Amal Bose an IIT-IIM alumnus pass-out decided to get into the business of Food and Groceries. He started a Super Mart Retailing Services in March 1977 in Barasat, WestBengal. He thought that if he needs customers who are already buying products from their neighbourhood retail shops, he should lower the prices of the products and make them available in convenient locations where it would be easy for the customers to get them.

Super Mart started expanding rapidly by March 1999. In the next 15 months, the number of stores was increased from 14 to 50, and by the end of 2002, the tally in West Bengal stood at around 130. Soon he started his business outside the states. By September 2008 the no. of stores became nearly 1,100. It became India’s largest food and groceries retailer by the number of stores. The growth of Super Mart even attracted Peter Desai, a reputed Indian entrepreneur, to acquire 10 per cent stake of the chain.

THE RETAIL SECTOR

Due to the saturation faced by retailers, India stood first as a prime destination for investment in the retail sector. By 2010, there were about 300 new malls, 1,500 supermarkets and 325 departmental stores.

Due to high shopping revolution in India, there was a heavy international retail investment and a more liberal (FDI). Many of the investors started planning huge investment but the food and the groceries constituted the main category of the sector (46%) and the apparels was fastest moving category.

THE COMPANY AND THE NEW CONCEPTS

Super Mart launched as a deep discount budget store where products can be bought at a lower prices as compared from the other retail market. This concept has brought after understanding the market research that concluded that consumers gave more value on proximity, lower prices, and quality.

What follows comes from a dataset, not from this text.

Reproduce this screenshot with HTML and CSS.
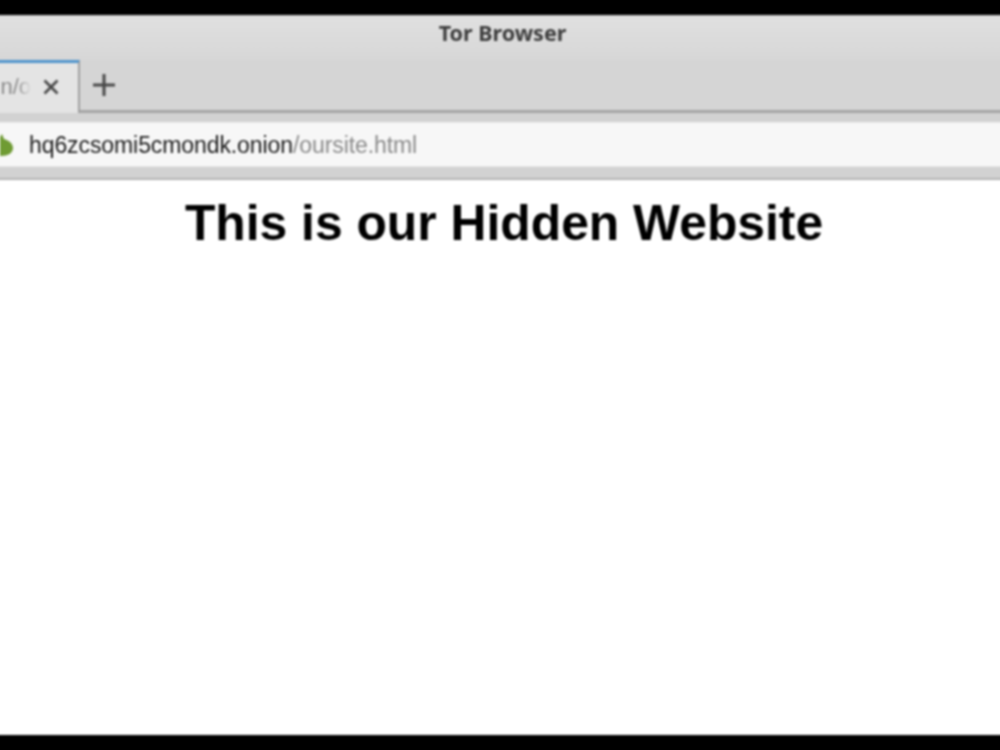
FILE: index.html
```html
<!DOCTYPE html>
<html lang="en">
<head>
<meta charset="utf-8">
<title>Tor Browser</title>
<link rel="stylesheet" href="styles.css">
</head>
<body>
<div class="frame">
  <header class="chrome">
    <div class="titlebar"><span class="title">Tor Browser</span></div>
    <div class="tabbar">
      <div class="tab">
        <span class="tab-label">n/o</span>
        <svg class="tab-close" viewBox="0 0 16 16" aria-hidden="true"><path d="M1.5 1.5 14.5 14.5M14.5 1.5 1.5 14.5"/></svg>
      </div>
      <svg class="new-tab" viewBox="0 0 22 22" aria-hidden="true"><path d="M11 0V22M0 11H22"/></svg>
    </div>
    <div class="toolbar">
      <div class="urlbar">
        <svg class="onion" viewBox="0 0 13 24" aria-hidden="true">
          <path d="M1 23C-5 23-9 19-9 14-9 10-5 8-2 7L2 1 4 6C8 7 13 10 13 15 13 20 8 23 1 23Z"/>
        </svg>
        <span class="url"><span class="host">hq6zcsomi5cmondk.onion</span><span class="path">/oursite.html</span></span>
      </div>
    </div>
  </header>
  <main class="page">
    <h1 class="headline">This is our Hidden Website</h1>
  </main>
</div>
</body>
</html>
```
FILE: styles.css
```css
* { box-sizing: border-box; }
html, body { margin: 0; height: 100%; background: #000; overflow: hidden; }
.frame {
  width: 1012px;
  height: 750px;
  margin-left: -6px;
  padding: 15px 0;
  display: flex;
  flex-direction: column;
  filter: blur(0.8px);
}
.chrome { flex: none; font-family: "Liberation Sans", Arial, sans-serif; }
.titlebar {
  height: 45px;
  padding-top: 4px;
  text-align: center;
  background: linear-gradient(#e0e0e0, #d7d7d7);
  border-top: 1px solid #c8c8c8;
}
.title {
  font-family: "Noto Sans", sans-serif;
  font-weight: 700;
  font-size: 21.5px;
  line-height: 26px;
  color: #3c3c3c;
  margin-left: 5px;
}
.tabbar {
  height: 53px;
  display: flex;
  align-items: center;
  background: #d5d5d5;
  border-bottom: 3px solid #a5a5a5;
}
.tab {
  width: 86px;
  height: 53px;
  margin-bottom: -3px;
  flex: none;
  display: flex;
  align-items: center;
  justify-content: flex-end;
  gap: 12px;
  padding: 0 19px 3px 0;
  overflow: hidden;
  background: #e4e4e4;
  border-top: 3px solid #4f94cc;
  border-right: 2px solid #a0a0a0;
}
.tab-label {
  font-size: 22px;
  color: #8c8c8c;
  white-space: nowrap;
  mask-image: linear-gradient(to right, #000 55%, transparent 100%);
}
.tab-close { width: 16px; height: 16px; flex: none; fill: none; stroke: #484848; stroke-width: 2.6; }
.new-tab { width: 22px; height: 22px; margin-left: 13px; flex: none; fill: none; stroke: #484848; stroke-width: 3; }
.toolbar {
  height: 67px;
  padding: 9px 0 11px;
  background: #d2d2d2;
  border-bottom: 2px solid #b4b4b4;
}
.urlbar {
  height: 45px;
  display: flex;
  align-items: center;
  gap: 16px;
  padding-left: 6px;
  background: #f7f7f7;
  border-top: 1px solid #ececec;
  border-bottom: 1px solid #e6e6e6;
}
.onion { width: 13px; height: 24px; flex: none; fill: #6f9b33; }
.url {
  font-size: 23px;
  letter-spacing: -0.09px;
  white-space: nowrap;
  padding-top: 2px;
  font-weight: 400;
}
.host { color: #1c1c1c; }
.path { color: #8a8a8a; }
.page {
  flex: 1;
  background: #fff;
  font-family: "Liberation Sans", Arial, sans-serif;
}
.headline {
  margin: 15px 0 0;
  text-align: center;
  font-size: 49.8px;
  line-height: 56px;
  font-weight: 700;
  color: #000;
  padding-left: 8px;
}
```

Super Mart soon became a Game changer in the Retail business by providing the products at lower prices that can target the lower and middle class people. They offered point on each sale but customers came to know its benefits later.

It believed that in India, the customers did not need one-stop shopping instead they need shops which are nearer to them. This eliminates the direct sourcing from the manufacturing resulting the costs and availing cash discounts if cash payments are done.

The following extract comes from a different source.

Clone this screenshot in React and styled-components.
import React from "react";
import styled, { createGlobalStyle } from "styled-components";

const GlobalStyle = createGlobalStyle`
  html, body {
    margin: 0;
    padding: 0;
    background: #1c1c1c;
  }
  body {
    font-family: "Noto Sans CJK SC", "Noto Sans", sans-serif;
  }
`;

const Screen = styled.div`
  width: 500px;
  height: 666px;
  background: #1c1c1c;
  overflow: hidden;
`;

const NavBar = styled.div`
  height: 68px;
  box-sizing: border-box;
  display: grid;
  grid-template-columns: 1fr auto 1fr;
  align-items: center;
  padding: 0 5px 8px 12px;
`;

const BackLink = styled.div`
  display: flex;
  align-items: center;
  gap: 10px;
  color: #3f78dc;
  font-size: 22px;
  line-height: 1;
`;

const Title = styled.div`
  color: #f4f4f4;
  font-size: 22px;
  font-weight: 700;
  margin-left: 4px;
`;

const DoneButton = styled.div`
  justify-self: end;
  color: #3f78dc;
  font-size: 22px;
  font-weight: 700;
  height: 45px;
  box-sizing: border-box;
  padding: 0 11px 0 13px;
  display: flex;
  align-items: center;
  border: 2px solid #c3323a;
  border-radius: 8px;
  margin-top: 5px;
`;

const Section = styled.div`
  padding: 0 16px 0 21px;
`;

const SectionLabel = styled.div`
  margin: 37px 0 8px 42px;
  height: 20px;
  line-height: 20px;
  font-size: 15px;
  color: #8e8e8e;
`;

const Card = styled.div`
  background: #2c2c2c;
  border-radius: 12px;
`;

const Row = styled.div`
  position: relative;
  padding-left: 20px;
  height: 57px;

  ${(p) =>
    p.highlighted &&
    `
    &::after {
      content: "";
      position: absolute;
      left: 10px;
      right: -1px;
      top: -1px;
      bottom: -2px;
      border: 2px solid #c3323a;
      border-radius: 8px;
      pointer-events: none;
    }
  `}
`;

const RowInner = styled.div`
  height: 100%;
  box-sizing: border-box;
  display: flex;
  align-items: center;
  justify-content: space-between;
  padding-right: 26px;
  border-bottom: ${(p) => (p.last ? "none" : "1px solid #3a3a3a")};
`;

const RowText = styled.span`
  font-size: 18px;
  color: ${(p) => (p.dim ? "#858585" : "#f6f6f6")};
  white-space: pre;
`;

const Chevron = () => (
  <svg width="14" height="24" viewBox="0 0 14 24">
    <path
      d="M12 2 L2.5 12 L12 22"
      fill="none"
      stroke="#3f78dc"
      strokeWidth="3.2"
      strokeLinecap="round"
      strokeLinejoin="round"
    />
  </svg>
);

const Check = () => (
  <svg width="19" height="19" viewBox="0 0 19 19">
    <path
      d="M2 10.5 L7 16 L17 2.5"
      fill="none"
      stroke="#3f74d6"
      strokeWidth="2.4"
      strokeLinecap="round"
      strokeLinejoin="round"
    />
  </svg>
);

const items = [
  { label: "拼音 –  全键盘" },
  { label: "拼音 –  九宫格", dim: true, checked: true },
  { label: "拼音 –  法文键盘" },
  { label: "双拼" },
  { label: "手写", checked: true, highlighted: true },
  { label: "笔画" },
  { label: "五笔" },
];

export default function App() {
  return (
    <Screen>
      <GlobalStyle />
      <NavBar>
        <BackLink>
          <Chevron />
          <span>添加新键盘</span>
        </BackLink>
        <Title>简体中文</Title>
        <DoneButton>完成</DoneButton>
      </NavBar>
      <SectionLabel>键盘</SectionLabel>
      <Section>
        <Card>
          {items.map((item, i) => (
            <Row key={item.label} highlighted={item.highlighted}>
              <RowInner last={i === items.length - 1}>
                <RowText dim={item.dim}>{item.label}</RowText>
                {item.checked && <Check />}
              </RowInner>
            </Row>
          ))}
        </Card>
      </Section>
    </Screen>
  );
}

TARGETING REPEAT PURCHASES

When many retailers wished to be a one-stop shop for the consumer, Super Mart decided to focus on FMCG (Fast Moving Consumer Goods) categories where margins are very low.

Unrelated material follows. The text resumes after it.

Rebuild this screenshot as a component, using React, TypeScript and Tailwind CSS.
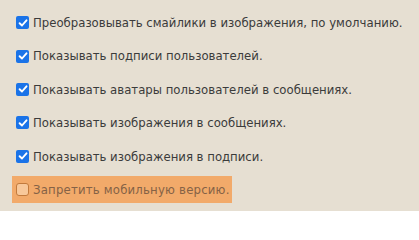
import React from "react";

const items = [
  { label: "Преобразовывать смайлики в изображения, по умолчанию.", checked: true },
  { label: "Показывать подписи пользователей.", checked: true },
  { label: "Показывать аватары пользователей в сообщениях.", checked: true },
  { label: "Показывать изображения в сообщениях.", checked: true },
  { label: "Показывать изображения в подписи.", checked: true },
];

function Box({ checked }: { checked: boolean }) {
  if (checked) {
    return (
      <span className="w-[13px] h-[13px] rounded-[2px] bg-[#1a73e8] flex items-center justify-center shrink-0">
        <svg width="10" height="10" viewBox="0 0 10 10">
          <path d="M1.6 5.2 L4 7.5 L8.5 2.3" stroke="white" strokeWidth="1.9" fill="none" strokeLinecap="round" strokeLinejoin="round" />
        </svg>
      </span>
    );
  }
  return <span className="w-[13px] h-[13px] rounded-[3px] border border-[#c27a3c] bg-[#f8c89a] shrink-0" />;
}

export default function App() {
  return (
    <div className="w-[419px] h-[211px] bg-[#e6dfd2] pt-[6px] text-[13px] text-[#3b3b3b] overflow-hidden" style={{ fontFamily: '"DejaVu Sans Condensed", "DejaVu Sans", Verdana, sans-serif' }}>
      {items.map((it, i) => (
        <div key={i} className="h-[33.4px] flex items-center pl-[16px] gap-[4px]">
          <Box checked={it.checked} />
          <span>{it.label}</span>
        </div>
      ))}
      <div className="h-[33.4px] flex items-center pl-[12px]">
        <div className="h-[27px] w-[220px] bg-[#f2aa6a] flex items-center pl-[4px] gap-[4px] text-[#856246]">
          <Box checked={false} />
          <span className="tracking-[0.2px]">Запретить мобильную версию.</span>
        </div>
      </div>
    </div>
  );
}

He believed that, for cross-selling of products to succeed, products should be inexpensive in comparison with the market.

MEANWHILE IN DELHI

Vinay Agarwal joined Super Mart as a Regional Head with 15 years’ experience of working in the FMCG industry. And now the retail sector was booming so many big Indian business houses were entering the market and spend lots of money in it.

Vinay had a fund of Rs. 1.5 billion to open 180 stores and a DC for NCR region. He looked for stores to buy at lower rentals and by June 2006 he started 157 stores.

The Super Mart started selling products at a very low margin of 1%-2%. The volume of the products very high because of the lower prices it was offering.

As per the directions from Kolkata Head office, Vinay was ordered to continue the opening of store although there would be reduction in sales. The company is not dependent on an IT infrastructure and does manual billing and relied on its price to get more consumers. Despite the request of Vinay the company did not introduce any loyalty points for the customers and it does not have a proper IT set-up. As a results payments to the vendors delayed and the merchandiser started sending goods based on their perceptions.

PROBLEMS

All of sudden in 2008 stocks stopped coming to the stores and store shelves went half empty. The staff has to face the anger of the customers.

Upon investigating, Vinay found that the company has not cleared the payments of the vendors from last 3-6 months so they stopped sending the products.

But it was just the beginning of problem, within one month employees also went to strike as they also did not receive their salaries and as a result Vinay said to take the goods from the stores in place of salaries.

No result came out after several call to the Head Office and one day MD Amal Bose mailed the regional heads that the company had temporary problem of working capital and to handle the situation and manage the vendors.

In Nov. 2008, there was a raid on regional office as the company had not deposited the provident fund. And after 2 month FDA ordered Vinay to cancel operation at DC in Noida for 20 days and cancelled licences of 3 vendors who failed to implement health and hygiene conditions.

As a result Vinay has to close many of the stores in the NCR region as the rents were high and it was not possible to carry out operations at such high rates. Pressure was at its peak and on Feb 2009 Vinay received a mail that company has decided to close all the stores in the Delhi NCR region.